Objective 1: Design a new, unified data management architecture for hybrid edge/cloud analytics
Our key idea is to enable a uniform, continuous and transparent stream processing across edge and cloud and advance from the separation between the two imposed by the current data management limitations in the Lambda architectures (i.e., edge and cloud analytics now serve different workloads and applications and are not used to complement each other for the same applications). To address this goal, we will first explore the complementarity of the approaches to Big Data cloud and edge management developed by the partners. At the edge, we plan to investigate the use of low-energy bandwidth reutilization techniques, such as cognitive radio systems, as a way to increase the opportunistic networks’ capacity to transport the massive amounts of data generated by the sensing systems, as advocated by the Semantic-centric Cloudlets (Instituto Politécnico Nacional), which introduce semantics-based approaches to supporting collaborative opportunistic sensing tasks.
We target an order of magnitude decrease in stream data access (from seconds to miliseconds) and a reduction by half of the overall processing time (i.e., the time to decision). The ultimate goal of the resulting architecture will be to have an online/real-time front-end for processing on the edge, close to where data streams are generated, while the cloud will only be used for off-line back-end processing, mainly dealing with archival, fault tolerance and also further processing that is not time-critical. This hybrid approach enables edge analytics to detect “what” is happening with a monitored object, while cloud analytics allows to understand “why” this is happening.
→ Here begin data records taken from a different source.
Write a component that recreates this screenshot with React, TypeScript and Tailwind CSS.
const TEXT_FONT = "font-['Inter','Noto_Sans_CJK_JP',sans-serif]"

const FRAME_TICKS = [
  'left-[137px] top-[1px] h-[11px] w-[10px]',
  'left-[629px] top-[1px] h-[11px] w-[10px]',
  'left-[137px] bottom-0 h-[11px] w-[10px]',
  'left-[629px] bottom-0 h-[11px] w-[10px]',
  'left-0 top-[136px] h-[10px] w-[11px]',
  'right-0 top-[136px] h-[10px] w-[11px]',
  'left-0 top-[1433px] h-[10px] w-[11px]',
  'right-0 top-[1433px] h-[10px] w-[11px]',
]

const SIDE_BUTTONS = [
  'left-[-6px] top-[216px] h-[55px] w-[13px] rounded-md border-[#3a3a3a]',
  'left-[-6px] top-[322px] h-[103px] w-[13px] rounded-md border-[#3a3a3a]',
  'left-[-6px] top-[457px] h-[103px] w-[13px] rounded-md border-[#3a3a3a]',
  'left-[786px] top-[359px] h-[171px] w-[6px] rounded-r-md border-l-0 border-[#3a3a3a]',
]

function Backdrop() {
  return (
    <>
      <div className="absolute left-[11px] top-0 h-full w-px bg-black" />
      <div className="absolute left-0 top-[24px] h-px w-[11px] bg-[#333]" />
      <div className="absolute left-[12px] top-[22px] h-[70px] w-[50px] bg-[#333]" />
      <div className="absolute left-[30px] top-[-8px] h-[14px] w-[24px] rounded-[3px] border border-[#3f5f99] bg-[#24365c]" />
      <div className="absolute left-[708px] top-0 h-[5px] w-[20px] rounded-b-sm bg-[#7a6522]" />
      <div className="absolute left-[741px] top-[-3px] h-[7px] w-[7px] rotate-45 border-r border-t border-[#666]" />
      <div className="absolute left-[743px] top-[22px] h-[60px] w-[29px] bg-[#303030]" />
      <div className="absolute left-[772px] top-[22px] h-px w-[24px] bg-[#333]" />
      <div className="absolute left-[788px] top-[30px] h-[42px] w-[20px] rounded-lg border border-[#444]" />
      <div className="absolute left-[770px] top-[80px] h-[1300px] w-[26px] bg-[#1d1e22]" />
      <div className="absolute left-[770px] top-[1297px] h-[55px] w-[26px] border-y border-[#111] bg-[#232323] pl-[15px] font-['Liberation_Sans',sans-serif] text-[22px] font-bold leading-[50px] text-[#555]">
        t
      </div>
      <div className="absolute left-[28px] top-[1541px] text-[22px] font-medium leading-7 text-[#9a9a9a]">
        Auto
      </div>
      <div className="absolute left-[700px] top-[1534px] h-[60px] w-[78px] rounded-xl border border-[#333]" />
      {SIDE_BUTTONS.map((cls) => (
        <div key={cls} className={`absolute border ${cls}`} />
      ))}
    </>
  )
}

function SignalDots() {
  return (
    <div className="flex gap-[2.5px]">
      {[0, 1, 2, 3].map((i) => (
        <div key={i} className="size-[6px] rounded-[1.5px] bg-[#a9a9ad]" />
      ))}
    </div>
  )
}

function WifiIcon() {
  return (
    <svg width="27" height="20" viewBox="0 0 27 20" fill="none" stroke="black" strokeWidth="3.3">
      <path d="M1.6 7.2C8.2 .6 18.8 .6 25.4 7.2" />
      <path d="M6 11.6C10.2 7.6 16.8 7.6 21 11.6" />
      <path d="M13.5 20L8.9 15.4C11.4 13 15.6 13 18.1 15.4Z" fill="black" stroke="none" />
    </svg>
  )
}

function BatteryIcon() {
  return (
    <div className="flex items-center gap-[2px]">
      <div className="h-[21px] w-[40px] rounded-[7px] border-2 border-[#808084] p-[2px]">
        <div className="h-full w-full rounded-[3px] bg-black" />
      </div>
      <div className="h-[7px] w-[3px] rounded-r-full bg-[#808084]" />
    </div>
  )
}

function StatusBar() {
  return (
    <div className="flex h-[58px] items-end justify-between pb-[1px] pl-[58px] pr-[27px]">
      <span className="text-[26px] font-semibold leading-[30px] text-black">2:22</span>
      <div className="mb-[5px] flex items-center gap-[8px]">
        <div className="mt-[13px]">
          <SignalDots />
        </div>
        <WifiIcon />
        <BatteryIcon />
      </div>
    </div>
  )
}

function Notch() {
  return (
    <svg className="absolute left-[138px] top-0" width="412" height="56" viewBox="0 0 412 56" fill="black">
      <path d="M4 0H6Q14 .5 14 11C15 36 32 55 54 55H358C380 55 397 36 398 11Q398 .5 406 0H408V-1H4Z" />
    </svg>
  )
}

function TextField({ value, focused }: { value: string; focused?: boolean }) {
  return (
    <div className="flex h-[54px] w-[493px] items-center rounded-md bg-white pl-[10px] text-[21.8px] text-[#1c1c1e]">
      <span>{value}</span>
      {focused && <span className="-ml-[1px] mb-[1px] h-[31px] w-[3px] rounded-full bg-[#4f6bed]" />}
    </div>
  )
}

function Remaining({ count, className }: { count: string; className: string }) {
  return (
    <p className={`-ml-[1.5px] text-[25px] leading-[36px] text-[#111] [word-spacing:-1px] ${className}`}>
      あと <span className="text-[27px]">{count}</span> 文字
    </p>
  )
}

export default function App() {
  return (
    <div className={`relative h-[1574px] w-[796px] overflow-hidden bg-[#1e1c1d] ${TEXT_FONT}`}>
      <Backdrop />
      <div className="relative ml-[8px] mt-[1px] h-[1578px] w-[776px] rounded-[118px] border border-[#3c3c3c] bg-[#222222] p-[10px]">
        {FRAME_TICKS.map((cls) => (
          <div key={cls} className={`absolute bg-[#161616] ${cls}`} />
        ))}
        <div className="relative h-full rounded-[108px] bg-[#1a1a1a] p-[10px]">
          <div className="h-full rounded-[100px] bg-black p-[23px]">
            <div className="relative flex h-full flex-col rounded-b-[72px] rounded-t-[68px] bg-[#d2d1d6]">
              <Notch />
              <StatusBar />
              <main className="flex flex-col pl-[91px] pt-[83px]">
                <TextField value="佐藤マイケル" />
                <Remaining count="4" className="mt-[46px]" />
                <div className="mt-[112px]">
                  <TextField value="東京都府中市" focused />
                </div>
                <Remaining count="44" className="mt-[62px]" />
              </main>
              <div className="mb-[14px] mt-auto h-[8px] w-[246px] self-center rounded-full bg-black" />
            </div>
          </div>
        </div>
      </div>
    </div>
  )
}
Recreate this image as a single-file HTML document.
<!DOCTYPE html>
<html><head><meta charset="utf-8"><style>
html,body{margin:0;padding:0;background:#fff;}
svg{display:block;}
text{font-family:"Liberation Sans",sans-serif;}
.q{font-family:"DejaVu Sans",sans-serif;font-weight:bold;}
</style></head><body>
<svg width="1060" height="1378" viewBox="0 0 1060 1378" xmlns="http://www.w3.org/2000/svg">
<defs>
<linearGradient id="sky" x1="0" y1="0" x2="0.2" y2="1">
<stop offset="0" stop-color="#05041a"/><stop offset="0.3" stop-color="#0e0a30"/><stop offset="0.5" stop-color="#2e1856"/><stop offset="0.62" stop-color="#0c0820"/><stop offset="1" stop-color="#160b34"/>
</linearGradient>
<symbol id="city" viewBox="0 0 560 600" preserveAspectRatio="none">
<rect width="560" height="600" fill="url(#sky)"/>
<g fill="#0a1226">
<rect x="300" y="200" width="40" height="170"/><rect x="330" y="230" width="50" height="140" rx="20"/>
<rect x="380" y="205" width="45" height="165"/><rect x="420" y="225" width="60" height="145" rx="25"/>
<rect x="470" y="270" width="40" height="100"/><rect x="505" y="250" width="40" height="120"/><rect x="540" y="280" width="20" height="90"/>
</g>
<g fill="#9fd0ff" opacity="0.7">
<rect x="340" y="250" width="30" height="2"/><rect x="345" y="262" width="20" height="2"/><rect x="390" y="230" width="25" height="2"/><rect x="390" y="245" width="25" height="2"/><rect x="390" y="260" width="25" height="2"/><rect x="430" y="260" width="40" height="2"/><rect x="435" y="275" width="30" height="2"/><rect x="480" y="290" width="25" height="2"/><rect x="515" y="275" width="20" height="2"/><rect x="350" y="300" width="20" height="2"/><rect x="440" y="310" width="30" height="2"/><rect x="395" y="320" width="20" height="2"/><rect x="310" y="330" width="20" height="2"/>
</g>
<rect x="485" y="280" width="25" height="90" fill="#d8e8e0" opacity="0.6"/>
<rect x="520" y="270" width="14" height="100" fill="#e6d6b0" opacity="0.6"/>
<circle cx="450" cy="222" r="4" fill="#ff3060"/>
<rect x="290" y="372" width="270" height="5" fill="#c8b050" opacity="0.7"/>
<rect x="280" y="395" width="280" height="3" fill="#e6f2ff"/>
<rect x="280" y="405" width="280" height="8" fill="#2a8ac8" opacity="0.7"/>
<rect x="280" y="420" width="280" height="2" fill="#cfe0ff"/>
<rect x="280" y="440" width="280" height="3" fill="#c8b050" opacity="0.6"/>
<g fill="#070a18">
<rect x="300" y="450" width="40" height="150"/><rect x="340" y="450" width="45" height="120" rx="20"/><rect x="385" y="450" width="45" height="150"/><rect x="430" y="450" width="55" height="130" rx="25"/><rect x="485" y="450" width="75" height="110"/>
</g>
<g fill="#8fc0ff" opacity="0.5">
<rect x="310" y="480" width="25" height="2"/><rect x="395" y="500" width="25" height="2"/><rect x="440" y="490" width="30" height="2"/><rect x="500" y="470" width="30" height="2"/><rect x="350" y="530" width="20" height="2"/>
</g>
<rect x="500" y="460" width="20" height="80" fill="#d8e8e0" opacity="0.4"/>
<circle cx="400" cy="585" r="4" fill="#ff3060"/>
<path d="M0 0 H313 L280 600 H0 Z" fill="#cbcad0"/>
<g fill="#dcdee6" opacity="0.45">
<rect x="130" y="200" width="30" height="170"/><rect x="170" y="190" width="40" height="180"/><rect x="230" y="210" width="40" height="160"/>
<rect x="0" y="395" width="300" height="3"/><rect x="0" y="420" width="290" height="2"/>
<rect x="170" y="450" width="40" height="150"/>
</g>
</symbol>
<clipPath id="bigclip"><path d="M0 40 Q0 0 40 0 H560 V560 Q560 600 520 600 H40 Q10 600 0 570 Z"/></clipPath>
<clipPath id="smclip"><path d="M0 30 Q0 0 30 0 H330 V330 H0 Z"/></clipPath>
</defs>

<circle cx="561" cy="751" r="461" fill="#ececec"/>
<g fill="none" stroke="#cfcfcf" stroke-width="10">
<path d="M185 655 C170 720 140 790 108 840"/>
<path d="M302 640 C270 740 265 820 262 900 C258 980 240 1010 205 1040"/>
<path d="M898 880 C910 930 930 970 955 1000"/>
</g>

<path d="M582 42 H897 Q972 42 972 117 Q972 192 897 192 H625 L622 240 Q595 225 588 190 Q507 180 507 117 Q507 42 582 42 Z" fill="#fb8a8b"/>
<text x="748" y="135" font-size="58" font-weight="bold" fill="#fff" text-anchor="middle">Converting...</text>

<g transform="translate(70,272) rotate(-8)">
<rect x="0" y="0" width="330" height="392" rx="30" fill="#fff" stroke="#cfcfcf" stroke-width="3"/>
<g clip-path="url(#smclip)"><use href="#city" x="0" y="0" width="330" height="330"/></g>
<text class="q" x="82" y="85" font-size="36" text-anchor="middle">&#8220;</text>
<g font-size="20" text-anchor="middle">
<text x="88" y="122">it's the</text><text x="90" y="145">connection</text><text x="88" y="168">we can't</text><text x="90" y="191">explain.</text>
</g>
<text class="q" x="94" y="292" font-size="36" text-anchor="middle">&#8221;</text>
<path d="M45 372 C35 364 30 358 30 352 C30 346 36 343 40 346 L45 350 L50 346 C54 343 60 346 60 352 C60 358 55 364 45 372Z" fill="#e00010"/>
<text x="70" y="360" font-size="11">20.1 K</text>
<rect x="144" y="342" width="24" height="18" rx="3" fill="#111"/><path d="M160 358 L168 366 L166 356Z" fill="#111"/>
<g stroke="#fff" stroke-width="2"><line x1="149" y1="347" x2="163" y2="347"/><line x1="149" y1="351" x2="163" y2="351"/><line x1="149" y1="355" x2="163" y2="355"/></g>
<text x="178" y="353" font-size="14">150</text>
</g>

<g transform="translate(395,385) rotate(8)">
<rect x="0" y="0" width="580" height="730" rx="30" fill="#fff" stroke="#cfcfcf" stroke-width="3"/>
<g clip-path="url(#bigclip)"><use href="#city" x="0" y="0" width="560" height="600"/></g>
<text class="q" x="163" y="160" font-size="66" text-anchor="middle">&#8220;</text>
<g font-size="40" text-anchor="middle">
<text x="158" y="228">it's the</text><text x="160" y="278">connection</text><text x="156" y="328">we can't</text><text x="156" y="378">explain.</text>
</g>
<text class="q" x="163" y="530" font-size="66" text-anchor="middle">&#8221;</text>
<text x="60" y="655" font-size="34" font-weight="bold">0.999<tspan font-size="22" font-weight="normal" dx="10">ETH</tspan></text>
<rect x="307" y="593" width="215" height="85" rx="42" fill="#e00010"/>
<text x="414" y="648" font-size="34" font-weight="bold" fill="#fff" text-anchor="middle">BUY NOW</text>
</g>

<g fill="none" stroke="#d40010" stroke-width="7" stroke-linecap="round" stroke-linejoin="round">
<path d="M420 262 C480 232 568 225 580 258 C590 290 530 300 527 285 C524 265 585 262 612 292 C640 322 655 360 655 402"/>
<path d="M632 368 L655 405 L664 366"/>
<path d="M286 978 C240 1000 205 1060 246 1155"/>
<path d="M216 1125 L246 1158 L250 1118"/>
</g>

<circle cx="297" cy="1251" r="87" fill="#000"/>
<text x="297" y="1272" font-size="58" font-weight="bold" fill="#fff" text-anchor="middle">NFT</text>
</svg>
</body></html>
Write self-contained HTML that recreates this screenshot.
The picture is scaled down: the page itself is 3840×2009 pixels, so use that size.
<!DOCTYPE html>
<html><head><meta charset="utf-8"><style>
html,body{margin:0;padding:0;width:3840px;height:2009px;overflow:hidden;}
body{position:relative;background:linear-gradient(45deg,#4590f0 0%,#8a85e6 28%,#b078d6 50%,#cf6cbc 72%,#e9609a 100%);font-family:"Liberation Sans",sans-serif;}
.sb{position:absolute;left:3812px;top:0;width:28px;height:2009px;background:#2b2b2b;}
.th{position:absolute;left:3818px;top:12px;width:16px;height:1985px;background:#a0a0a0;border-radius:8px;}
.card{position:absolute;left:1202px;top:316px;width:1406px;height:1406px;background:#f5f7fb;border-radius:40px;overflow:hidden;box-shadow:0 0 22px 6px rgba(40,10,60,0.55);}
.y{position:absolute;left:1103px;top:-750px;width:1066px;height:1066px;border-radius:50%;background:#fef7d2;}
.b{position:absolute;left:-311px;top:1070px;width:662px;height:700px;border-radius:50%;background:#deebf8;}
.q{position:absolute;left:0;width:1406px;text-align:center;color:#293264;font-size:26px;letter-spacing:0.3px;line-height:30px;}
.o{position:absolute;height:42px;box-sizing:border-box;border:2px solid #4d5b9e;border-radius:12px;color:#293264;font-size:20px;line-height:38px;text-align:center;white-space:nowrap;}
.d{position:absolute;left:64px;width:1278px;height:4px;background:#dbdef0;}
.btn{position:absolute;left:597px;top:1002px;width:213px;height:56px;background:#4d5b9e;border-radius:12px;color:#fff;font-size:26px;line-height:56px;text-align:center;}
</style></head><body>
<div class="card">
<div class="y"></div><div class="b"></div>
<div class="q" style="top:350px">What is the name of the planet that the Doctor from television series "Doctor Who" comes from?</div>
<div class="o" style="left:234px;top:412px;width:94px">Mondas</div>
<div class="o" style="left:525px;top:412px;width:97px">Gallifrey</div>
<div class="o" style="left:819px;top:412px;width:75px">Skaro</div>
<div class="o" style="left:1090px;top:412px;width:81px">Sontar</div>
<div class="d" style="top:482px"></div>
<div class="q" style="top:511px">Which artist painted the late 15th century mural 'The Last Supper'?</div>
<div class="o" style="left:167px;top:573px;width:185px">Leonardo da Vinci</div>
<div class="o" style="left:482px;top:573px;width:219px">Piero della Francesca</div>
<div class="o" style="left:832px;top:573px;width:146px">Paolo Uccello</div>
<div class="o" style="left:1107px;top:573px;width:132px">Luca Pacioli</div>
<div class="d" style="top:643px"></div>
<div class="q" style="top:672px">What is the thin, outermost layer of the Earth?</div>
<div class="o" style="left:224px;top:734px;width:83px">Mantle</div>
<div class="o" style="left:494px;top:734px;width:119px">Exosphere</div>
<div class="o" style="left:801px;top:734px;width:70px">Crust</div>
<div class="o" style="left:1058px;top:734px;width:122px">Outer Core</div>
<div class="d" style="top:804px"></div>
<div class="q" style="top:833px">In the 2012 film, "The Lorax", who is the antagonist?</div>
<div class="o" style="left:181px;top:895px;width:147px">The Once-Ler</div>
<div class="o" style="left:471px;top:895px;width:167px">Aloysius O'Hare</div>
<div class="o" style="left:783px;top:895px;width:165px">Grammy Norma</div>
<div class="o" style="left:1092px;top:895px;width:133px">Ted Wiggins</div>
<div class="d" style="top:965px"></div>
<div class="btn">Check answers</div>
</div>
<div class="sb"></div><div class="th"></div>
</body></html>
Objective 2: Explore analytical models for performance evaluation of stream storage and ingestion systems
In order to asses and predict the cost-benefits of different storage strategies and their corresponding quality of service experienced by users, extensive performance evaluation is needed. Such analyses are not feasible by simulation or on-the-field experimentation, due to great numbers of parameters that have to be investigated and huge costs. We plan to investigate analytical models that are scalable to model systems composed of millions of resources, aggregating a myriad of parameters. To achieve this goal we will leverage the modelling approaches proposed by KerData to capture the cloud and mobile environments latencies and heterogeneity, coupled with the set of edge analytics models and algorithms developed by the Mexican partner to characterise the performance of data collection and processing.